Material provided
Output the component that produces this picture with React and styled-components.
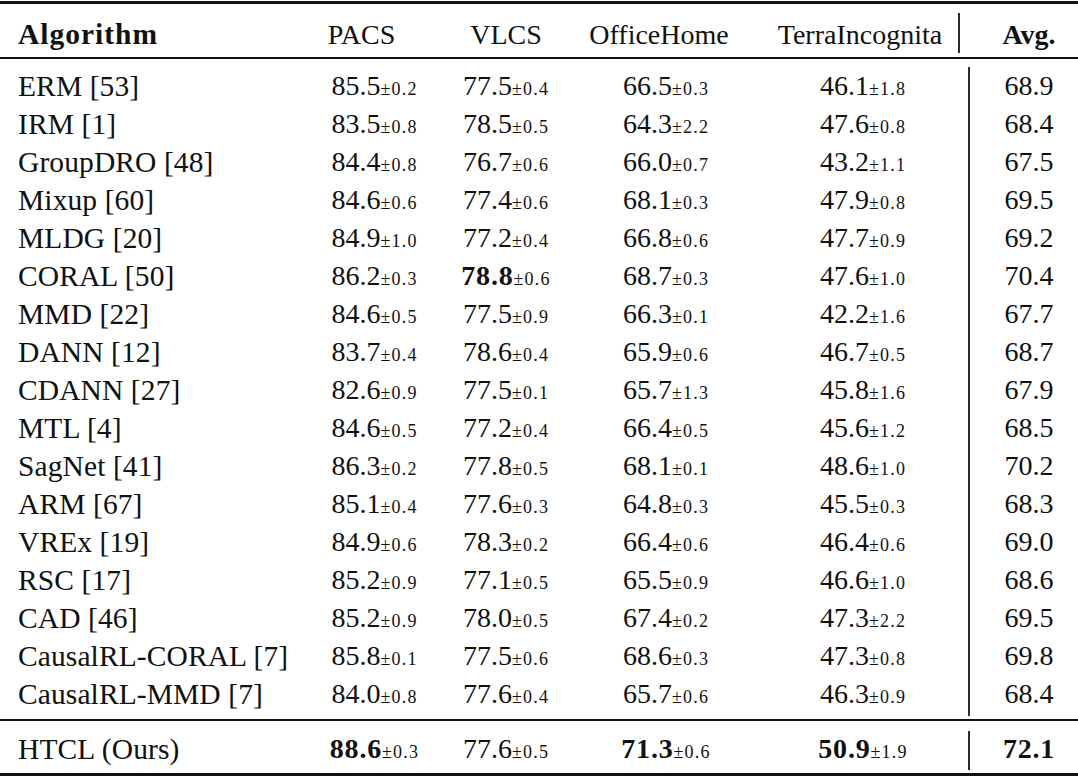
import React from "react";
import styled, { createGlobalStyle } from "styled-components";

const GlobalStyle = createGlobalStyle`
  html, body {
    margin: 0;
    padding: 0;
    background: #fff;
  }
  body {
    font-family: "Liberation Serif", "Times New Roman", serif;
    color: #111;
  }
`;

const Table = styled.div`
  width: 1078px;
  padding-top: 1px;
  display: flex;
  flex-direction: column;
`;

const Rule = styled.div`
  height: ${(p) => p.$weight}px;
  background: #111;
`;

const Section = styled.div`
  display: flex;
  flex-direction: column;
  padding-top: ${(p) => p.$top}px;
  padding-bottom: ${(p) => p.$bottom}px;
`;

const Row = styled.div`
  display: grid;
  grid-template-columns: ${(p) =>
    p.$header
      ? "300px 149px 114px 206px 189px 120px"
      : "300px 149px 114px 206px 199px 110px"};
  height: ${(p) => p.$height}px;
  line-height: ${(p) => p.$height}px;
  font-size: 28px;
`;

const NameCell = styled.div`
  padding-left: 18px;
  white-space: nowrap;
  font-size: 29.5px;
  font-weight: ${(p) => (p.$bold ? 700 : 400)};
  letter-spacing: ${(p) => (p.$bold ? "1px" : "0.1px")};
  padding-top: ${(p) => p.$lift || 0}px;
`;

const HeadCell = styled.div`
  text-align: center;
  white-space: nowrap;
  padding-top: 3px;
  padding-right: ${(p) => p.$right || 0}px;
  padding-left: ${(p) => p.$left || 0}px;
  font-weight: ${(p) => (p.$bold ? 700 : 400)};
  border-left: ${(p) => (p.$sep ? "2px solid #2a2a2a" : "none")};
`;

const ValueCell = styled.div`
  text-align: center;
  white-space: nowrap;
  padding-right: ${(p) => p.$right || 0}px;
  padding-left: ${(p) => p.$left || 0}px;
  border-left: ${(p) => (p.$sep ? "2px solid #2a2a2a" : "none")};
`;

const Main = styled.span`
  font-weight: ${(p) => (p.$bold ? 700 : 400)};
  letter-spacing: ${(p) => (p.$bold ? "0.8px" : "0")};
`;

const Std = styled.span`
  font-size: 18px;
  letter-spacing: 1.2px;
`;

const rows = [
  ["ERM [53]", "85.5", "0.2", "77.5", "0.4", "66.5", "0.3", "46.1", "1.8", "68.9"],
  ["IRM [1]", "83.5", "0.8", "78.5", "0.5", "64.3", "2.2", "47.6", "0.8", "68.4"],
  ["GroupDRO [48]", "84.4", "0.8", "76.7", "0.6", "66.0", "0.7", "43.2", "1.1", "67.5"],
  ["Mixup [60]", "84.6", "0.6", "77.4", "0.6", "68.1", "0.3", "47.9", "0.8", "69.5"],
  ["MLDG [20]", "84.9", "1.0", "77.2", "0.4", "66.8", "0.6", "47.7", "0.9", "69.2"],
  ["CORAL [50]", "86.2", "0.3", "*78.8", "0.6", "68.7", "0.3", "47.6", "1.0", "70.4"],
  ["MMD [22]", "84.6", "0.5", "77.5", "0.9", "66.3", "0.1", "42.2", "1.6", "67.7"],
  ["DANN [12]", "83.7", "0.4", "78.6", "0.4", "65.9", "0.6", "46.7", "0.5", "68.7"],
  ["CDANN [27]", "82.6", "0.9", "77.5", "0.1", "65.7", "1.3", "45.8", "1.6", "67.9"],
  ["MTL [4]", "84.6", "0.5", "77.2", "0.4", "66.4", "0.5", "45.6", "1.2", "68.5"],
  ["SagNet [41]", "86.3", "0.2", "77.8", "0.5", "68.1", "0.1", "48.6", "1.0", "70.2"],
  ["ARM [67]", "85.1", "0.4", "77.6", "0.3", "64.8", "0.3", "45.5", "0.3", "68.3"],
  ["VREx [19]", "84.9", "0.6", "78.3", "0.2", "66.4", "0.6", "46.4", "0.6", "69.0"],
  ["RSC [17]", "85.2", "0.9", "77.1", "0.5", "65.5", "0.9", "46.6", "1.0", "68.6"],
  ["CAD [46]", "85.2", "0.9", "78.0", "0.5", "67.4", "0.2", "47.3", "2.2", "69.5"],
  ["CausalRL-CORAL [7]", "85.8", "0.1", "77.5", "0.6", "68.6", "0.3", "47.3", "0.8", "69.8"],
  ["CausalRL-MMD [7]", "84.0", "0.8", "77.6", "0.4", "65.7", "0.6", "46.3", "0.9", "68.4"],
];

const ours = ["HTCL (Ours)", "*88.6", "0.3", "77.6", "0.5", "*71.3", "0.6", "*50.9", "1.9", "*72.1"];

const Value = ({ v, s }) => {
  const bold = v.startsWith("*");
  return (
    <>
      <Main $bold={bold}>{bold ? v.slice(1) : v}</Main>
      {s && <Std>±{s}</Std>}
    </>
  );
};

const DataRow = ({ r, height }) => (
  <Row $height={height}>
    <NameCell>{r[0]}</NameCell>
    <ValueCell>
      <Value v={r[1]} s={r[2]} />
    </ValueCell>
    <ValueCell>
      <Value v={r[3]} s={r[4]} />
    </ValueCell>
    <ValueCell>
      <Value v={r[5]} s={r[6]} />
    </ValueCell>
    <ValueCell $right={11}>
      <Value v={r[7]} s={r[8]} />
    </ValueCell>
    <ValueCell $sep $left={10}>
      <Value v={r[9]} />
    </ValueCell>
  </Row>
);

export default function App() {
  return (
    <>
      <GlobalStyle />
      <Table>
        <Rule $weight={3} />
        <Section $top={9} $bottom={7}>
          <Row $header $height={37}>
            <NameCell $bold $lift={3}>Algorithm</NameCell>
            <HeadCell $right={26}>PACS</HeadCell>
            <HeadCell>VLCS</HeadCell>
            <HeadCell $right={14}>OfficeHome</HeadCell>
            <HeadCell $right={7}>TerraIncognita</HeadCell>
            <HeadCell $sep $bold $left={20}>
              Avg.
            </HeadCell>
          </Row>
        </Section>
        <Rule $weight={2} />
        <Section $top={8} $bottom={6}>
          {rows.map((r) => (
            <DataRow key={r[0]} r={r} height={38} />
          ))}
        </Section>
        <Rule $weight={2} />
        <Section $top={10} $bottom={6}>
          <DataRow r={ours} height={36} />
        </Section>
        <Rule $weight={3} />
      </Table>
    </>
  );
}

Work to complete
Pull out each line holding the string "React".

Answer to this task
Output the component that produces this picture with React and styled-components.
import React from "react";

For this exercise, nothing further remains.